Find each line containing the string "this" and return it.

** START OF Supplied records **

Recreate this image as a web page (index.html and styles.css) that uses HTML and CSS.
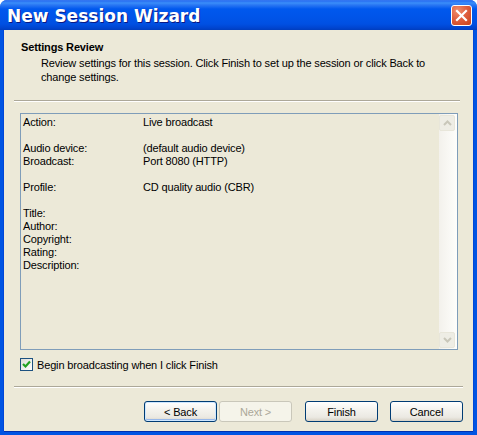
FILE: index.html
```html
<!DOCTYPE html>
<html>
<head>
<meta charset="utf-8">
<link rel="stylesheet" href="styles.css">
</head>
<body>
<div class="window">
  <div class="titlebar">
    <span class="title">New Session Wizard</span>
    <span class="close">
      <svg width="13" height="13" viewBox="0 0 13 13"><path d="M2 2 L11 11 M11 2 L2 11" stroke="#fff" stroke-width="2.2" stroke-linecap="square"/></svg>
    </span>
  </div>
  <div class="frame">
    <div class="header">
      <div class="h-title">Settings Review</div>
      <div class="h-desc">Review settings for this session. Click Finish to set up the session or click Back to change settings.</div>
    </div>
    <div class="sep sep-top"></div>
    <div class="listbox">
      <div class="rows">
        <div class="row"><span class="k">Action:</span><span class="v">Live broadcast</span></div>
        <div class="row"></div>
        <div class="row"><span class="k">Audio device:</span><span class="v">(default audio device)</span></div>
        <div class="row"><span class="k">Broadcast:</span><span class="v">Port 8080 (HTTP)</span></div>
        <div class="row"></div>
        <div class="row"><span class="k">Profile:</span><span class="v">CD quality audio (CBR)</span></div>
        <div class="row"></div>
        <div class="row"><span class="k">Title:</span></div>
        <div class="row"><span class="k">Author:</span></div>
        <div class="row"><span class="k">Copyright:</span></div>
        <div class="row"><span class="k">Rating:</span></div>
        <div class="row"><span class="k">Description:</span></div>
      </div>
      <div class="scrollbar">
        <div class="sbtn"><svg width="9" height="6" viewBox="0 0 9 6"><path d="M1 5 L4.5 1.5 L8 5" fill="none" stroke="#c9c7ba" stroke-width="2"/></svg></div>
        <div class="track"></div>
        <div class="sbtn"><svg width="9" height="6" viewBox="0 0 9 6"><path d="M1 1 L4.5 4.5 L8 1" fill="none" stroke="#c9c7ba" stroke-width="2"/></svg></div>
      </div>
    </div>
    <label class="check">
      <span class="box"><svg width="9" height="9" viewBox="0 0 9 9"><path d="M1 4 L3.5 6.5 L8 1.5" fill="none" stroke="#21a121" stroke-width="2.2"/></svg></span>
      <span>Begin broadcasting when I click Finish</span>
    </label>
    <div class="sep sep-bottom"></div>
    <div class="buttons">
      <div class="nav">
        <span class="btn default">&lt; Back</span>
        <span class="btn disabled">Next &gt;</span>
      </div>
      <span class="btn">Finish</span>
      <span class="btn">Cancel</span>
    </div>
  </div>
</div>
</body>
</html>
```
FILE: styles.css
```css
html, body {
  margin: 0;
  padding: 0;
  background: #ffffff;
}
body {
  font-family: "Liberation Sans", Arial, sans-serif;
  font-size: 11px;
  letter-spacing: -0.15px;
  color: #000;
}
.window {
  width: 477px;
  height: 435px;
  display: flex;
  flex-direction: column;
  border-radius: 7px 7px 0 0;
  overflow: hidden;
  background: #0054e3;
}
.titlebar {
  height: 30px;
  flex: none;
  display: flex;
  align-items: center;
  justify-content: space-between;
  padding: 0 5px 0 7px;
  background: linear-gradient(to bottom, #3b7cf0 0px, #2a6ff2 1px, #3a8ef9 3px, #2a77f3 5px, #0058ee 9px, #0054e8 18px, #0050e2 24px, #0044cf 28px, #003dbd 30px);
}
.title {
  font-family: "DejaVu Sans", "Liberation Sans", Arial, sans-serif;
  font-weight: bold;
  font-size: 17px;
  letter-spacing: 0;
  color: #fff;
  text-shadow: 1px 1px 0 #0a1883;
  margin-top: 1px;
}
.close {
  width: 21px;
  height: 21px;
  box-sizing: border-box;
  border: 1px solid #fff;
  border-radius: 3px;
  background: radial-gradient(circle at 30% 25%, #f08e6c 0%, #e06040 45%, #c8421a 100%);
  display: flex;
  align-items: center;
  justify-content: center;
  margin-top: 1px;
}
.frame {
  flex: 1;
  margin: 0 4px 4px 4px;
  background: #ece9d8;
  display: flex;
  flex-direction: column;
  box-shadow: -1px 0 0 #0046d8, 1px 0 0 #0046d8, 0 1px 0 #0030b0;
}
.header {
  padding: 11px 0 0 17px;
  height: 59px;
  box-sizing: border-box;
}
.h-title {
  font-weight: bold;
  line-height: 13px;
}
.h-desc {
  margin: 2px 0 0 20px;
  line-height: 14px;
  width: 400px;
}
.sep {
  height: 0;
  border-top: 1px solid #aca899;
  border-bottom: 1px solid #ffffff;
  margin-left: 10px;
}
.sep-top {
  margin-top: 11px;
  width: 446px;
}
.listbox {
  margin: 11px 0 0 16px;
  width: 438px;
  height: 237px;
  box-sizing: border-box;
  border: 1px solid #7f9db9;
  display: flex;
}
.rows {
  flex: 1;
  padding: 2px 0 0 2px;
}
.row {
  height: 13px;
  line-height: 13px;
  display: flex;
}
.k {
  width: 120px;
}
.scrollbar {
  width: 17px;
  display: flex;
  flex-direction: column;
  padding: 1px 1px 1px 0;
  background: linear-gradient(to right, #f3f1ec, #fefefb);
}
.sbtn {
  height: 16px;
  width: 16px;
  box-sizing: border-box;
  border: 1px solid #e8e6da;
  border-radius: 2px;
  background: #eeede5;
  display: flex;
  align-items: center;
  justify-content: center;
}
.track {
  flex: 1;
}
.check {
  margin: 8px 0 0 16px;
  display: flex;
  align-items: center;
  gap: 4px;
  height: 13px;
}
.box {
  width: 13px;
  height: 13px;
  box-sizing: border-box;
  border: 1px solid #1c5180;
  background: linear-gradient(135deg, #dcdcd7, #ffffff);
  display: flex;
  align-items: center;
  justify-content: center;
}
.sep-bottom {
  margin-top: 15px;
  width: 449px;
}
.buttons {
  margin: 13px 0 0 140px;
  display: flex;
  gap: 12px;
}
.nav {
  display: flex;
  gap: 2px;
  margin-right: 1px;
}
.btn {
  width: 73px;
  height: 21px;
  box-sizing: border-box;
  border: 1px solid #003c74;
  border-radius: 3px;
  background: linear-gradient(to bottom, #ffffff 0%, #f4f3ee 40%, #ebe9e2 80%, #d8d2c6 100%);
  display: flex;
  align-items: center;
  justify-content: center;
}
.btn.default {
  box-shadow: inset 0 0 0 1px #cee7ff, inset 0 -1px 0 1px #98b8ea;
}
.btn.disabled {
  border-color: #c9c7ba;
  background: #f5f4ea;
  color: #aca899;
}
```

** END OF Supplied records **
** START OF Supplied records **

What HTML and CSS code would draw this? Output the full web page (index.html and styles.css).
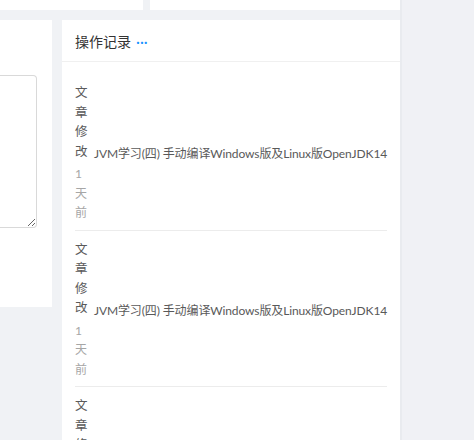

** END OF Supplied records **
** START OF Supplied records **

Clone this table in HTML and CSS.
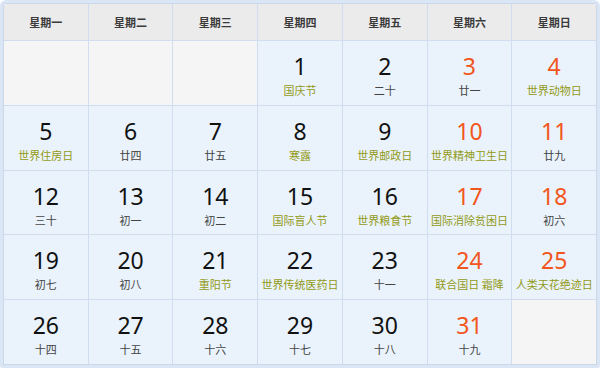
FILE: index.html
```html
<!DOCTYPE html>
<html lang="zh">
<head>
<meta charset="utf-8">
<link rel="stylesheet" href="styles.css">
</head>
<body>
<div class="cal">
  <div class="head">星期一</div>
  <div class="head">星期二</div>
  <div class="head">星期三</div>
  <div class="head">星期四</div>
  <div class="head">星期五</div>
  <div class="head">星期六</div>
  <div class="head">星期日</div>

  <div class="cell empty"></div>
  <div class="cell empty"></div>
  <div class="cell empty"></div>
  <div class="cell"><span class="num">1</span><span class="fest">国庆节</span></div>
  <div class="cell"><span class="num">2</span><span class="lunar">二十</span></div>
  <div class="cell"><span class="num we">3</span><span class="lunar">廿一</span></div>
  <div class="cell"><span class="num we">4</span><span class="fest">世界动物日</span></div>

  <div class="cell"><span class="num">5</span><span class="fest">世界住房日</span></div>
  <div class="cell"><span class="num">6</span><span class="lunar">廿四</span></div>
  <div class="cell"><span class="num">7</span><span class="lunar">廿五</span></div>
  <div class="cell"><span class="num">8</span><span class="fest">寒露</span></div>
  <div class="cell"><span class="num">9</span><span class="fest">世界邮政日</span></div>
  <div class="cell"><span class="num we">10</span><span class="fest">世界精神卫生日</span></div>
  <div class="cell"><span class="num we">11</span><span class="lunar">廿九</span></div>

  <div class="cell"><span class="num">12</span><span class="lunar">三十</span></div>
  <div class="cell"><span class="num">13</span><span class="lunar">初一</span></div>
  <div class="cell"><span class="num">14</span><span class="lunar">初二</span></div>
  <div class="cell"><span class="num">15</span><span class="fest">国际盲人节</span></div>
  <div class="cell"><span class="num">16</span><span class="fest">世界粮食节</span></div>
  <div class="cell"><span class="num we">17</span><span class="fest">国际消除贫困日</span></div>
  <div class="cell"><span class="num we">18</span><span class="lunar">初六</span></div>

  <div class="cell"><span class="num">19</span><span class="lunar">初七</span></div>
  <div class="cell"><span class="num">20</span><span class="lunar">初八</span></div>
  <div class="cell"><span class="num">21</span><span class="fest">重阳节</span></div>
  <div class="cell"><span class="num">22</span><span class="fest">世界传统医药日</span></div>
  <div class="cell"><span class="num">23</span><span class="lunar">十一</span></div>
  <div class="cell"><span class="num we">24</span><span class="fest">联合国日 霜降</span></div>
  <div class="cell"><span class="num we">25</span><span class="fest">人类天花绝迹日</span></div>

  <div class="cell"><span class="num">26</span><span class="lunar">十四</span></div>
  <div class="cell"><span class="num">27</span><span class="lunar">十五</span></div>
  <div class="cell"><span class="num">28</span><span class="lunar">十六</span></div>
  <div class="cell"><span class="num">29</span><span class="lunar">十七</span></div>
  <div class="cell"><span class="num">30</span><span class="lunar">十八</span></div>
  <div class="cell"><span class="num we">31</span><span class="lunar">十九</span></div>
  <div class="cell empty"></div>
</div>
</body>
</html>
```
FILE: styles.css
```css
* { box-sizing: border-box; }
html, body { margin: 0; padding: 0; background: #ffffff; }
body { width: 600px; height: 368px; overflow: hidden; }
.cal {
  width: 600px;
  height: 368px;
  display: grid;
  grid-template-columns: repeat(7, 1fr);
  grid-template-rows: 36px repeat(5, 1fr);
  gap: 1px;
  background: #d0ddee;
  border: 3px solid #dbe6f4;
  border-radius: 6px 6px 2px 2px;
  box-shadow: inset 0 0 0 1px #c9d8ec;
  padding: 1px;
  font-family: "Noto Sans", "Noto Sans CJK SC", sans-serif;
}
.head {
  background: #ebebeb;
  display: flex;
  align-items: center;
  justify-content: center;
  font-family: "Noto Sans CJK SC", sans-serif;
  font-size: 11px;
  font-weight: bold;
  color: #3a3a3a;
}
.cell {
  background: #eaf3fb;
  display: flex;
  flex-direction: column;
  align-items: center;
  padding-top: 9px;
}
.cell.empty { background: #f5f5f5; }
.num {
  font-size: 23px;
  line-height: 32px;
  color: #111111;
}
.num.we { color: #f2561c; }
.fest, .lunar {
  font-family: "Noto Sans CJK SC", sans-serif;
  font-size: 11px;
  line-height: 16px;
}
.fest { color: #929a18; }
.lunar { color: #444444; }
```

** END OF Supplied records **

- [Output]:
Recreate this image as a web page (index.html and styles.css) that uses HTML and CSS.
      <div class="h-desc">Review settings for this session. Click Finish to set up the session or click Back to change settings.</div>
What HTML and CSS code would draw this? Output the full web page (index.html and styles.css).
Clone this table in HTML and CSS.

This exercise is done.